## SET PROBLEM
Below is a listing. Gather each line of it that contains "this".

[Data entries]
+ + + +

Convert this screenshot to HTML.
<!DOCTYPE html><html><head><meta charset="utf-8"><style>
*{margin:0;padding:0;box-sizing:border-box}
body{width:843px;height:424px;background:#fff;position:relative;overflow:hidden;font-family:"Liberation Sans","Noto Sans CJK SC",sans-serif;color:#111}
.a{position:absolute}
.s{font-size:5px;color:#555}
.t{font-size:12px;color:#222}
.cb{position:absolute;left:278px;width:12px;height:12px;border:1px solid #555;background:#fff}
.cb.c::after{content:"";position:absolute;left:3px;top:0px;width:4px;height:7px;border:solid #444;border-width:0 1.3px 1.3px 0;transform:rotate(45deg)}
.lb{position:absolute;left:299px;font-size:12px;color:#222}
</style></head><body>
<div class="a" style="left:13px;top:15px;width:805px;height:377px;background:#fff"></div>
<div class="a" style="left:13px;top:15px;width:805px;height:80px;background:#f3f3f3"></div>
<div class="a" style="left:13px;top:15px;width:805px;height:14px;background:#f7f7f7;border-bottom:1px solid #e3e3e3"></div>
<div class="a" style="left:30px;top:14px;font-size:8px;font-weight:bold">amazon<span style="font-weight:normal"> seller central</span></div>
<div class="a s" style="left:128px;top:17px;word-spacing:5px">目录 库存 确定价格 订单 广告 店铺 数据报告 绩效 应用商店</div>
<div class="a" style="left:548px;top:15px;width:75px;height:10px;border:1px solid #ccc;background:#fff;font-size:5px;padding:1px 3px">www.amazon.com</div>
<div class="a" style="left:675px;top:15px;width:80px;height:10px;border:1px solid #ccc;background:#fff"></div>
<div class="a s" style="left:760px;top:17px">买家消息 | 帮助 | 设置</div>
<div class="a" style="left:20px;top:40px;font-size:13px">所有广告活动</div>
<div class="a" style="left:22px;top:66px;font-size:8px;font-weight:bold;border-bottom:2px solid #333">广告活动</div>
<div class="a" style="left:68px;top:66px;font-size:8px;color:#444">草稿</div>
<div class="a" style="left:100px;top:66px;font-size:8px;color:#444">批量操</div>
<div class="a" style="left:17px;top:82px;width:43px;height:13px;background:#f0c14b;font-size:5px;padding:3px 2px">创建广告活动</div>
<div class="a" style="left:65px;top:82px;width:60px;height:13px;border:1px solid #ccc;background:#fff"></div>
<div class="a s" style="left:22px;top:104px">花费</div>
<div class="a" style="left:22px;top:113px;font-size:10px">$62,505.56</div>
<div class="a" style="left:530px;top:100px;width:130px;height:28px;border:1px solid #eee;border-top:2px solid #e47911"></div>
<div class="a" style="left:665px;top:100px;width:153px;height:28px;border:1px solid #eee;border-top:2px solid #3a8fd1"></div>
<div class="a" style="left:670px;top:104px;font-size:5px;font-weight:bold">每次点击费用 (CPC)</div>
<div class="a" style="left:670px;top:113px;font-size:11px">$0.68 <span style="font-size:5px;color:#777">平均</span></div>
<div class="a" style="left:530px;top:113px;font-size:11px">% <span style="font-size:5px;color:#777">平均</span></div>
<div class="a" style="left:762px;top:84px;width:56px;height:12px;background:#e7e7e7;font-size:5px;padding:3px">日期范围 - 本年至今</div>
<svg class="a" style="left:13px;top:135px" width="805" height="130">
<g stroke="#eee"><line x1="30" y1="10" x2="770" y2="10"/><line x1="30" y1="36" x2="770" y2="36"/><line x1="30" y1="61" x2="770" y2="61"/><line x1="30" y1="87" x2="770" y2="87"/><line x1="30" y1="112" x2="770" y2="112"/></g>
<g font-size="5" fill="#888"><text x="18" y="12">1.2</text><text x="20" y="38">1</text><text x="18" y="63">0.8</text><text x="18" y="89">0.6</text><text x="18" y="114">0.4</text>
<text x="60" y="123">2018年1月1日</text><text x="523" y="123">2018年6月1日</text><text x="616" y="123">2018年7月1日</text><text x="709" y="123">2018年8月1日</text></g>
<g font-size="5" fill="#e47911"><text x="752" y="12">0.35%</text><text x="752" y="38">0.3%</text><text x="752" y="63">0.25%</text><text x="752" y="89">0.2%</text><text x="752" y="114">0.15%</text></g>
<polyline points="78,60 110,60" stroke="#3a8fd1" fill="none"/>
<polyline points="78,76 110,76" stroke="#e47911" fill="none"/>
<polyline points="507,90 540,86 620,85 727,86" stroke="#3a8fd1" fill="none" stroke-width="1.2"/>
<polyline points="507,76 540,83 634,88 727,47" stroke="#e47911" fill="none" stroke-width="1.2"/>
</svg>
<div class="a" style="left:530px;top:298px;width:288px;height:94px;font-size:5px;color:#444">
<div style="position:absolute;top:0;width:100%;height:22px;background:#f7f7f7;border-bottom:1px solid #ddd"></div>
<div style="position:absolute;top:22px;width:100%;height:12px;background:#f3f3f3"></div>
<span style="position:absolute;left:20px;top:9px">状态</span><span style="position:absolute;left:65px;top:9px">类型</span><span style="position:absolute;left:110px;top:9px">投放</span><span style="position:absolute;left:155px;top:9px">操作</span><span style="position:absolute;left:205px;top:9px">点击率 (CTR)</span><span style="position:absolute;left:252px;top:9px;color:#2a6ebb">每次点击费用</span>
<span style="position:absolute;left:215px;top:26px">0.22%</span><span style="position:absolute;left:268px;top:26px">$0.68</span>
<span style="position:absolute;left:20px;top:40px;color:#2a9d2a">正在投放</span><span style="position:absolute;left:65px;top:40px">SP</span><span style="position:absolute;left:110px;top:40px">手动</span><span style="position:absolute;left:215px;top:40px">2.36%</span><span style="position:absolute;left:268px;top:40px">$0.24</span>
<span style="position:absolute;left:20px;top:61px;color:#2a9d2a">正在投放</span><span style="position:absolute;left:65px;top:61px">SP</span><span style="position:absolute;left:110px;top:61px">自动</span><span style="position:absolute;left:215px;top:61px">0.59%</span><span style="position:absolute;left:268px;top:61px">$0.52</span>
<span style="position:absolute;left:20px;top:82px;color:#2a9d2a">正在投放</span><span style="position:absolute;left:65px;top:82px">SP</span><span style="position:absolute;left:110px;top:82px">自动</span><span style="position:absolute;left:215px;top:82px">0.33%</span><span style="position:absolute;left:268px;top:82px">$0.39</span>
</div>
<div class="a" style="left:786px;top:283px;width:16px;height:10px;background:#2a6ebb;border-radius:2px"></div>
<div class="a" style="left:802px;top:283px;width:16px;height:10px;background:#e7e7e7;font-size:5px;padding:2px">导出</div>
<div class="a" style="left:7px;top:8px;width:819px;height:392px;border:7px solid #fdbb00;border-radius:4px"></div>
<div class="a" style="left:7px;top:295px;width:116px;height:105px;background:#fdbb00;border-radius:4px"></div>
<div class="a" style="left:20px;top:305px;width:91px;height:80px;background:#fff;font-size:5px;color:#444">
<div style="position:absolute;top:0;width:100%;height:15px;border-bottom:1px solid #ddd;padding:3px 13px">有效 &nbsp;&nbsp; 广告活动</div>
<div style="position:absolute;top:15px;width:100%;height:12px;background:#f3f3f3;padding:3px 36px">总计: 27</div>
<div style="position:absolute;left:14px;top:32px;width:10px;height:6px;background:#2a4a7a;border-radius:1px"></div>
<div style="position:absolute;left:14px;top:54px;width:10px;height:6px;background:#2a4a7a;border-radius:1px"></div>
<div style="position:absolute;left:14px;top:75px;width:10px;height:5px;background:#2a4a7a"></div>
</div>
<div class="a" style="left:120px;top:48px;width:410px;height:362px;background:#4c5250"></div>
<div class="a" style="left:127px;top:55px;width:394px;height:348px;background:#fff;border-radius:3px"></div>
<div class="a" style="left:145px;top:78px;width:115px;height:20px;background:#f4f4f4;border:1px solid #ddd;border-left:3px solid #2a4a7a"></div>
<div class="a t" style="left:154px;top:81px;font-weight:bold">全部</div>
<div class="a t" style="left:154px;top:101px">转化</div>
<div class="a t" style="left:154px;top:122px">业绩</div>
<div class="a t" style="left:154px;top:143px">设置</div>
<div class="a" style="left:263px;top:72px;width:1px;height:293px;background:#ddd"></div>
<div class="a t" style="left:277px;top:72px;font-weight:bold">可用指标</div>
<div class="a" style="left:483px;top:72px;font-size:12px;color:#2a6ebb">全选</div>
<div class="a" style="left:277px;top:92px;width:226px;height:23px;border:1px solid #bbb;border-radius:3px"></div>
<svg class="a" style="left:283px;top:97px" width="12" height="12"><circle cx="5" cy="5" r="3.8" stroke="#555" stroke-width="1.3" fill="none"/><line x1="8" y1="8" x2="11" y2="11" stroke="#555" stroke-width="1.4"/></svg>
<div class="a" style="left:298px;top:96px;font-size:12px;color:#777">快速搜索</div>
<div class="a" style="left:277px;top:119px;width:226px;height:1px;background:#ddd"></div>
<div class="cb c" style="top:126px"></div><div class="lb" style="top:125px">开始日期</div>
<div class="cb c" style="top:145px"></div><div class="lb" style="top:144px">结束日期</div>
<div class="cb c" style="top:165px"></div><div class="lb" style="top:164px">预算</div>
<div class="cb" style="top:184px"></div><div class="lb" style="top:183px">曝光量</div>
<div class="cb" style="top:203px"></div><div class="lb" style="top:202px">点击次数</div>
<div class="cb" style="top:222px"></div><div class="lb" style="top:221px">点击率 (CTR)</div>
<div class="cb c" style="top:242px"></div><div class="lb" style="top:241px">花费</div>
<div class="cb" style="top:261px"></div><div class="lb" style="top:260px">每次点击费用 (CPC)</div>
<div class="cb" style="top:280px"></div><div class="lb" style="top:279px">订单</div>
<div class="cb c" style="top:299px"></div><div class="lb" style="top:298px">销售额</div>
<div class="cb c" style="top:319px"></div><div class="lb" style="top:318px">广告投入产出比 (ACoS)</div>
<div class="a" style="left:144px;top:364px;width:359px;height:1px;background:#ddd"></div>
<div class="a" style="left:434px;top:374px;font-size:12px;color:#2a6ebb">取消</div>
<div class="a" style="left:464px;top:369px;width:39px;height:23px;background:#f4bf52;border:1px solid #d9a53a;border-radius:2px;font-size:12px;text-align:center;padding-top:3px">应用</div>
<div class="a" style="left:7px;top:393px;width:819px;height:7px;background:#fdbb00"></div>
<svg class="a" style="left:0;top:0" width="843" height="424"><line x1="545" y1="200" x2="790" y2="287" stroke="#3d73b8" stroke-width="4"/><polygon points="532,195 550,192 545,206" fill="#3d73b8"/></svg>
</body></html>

+ + + +

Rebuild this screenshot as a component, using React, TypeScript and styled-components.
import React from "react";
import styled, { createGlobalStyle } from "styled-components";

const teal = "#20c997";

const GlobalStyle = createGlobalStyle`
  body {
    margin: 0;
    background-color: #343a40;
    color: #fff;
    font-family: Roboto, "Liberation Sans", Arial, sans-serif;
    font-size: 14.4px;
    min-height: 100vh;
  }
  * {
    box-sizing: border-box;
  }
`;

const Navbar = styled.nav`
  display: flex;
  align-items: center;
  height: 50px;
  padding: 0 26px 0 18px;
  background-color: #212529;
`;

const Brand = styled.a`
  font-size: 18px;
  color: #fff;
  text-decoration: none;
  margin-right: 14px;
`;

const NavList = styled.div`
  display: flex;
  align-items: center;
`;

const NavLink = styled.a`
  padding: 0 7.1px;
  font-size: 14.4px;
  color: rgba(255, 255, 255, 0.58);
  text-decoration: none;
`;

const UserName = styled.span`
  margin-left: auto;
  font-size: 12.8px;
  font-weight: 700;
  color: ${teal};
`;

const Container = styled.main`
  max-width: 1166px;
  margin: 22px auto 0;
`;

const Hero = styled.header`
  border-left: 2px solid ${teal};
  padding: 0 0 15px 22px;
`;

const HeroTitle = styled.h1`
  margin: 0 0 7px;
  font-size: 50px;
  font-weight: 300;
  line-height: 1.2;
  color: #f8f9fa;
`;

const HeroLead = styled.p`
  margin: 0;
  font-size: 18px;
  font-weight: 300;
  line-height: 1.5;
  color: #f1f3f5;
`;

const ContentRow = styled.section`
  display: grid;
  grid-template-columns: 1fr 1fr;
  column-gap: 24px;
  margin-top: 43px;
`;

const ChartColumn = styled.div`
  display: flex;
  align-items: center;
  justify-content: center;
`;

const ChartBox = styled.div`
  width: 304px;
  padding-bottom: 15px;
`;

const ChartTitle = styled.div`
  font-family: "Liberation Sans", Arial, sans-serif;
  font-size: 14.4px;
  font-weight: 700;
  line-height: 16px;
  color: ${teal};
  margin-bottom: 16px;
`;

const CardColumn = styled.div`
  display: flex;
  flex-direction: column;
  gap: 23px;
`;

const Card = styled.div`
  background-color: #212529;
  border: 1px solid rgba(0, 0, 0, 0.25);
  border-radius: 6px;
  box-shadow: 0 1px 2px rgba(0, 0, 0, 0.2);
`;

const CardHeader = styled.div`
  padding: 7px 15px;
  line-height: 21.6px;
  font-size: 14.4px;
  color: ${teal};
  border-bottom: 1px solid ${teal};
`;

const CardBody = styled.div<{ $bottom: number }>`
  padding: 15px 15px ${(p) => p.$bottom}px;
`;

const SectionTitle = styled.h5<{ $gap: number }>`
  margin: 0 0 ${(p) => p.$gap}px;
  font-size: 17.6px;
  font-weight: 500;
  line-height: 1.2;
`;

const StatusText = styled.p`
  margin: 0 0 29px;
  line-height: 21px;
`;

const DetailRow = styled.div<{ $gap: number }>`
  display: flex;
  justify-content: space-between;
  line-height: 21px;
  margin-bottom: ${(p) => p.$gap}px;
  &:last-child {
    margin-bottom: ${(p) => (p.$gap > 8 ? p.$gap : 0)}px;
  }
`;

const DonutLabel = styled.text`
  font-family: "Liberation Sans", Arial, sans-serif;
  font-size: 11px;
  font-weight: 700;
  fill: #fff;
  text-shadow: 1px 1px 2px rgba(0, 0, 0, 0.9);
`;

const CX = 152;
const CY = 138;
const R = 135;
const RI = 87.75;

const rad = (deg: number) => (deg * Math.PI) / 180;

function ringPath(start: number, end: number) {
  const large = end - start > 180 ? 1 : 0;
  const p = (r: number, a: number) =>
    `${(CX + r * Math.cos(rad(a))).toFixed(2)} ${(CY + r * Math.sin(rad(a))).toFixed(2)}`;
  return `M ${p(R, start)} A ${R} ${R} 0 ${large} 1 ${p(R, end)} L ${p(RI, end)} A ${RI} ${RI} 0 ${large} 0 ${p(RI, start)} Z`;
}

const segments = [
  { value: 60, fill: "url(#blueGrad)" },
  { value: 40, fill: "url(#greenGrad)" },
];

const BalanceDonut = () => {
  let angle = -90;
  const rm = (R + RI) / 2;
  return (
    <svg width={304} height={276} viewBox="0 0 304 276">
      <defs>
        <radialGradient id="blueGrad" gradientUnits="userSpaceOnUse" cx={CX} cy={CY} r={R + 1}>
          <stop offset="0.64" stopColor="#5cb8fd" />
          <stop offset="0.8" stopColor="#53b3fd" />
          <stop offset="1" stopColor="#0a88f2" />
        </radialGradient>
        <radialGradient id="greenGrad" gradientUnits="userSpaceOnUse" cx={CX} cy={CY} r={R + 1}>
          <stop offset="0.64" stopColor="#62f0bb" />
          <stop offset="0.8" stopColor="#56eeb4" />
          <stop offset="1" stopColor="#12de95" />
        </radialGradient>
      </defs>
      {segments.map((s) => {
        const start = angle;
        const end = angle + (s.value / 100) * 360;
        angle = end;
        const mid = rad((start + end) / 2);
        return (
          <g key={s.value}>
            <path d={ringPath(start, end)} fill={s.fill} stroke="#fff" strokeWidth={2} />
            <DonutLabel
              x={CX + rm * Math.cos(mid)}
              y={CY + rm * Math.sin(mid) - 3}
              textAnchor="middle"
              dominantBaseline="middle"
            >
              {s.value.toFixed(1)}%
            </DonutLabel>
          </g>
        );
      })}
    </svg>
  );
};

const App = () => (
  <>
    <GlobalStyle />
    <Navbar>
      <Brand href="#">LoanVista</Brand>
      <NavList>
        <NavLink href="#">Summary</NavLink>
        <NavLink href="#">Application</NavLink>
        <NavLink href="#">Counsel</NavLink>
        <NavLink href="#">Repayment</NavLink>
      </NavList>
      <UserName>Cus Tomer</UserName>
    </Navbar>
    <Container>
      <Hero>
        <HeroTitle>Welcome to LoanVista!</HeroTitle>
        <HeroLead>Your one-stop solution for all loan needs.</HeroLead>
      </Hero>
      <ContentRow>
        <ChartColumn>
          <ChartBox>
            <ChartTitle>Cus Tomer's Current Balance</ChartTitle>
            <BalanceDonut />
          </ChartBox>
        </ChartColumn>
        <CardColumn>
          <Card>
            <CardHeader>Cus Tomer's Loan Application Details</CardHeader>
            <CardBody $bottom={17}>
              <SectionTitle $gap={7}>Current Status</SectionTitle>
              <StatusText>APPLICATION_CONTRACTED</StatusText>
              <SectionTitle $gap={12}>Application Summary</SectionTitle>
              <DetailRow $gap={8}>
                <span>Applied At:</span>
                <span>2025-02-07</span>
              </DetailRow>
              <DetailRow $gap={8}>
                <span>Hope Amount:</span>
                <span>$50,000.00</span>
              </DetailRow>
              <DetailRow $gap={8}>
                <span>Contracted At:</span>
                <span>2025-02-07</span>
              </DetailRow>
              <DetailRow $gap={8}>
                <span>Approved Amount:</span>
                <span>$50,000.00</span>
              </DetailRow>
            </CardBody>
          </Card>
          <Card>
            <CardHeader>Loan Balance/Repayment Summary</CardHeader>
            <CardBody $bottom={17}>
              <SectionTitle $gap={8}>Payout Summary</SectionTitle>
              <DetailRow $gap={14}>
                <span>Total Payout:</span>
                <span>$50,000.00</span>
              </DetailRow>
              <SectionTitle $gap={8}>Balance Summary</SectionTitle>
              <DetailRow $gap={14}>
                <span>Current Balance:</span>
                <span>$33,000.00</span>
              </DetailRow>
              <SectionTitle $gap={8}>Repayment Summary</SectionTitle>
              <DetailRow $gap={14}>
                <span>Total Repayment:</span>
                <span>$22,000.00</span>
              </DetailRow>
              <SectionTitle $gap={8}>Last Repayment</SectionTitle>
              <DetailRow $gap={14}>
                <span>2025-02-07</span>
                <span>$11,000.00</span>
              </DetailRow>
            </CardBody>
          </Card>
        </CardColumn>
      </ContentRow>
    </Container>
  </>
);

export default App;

+ + + +

## REPLY TO THE EXERCISE
Convert this screenshot to HTML.
Rebuild this screenshot as a component, using React, TypeScript and styled-components.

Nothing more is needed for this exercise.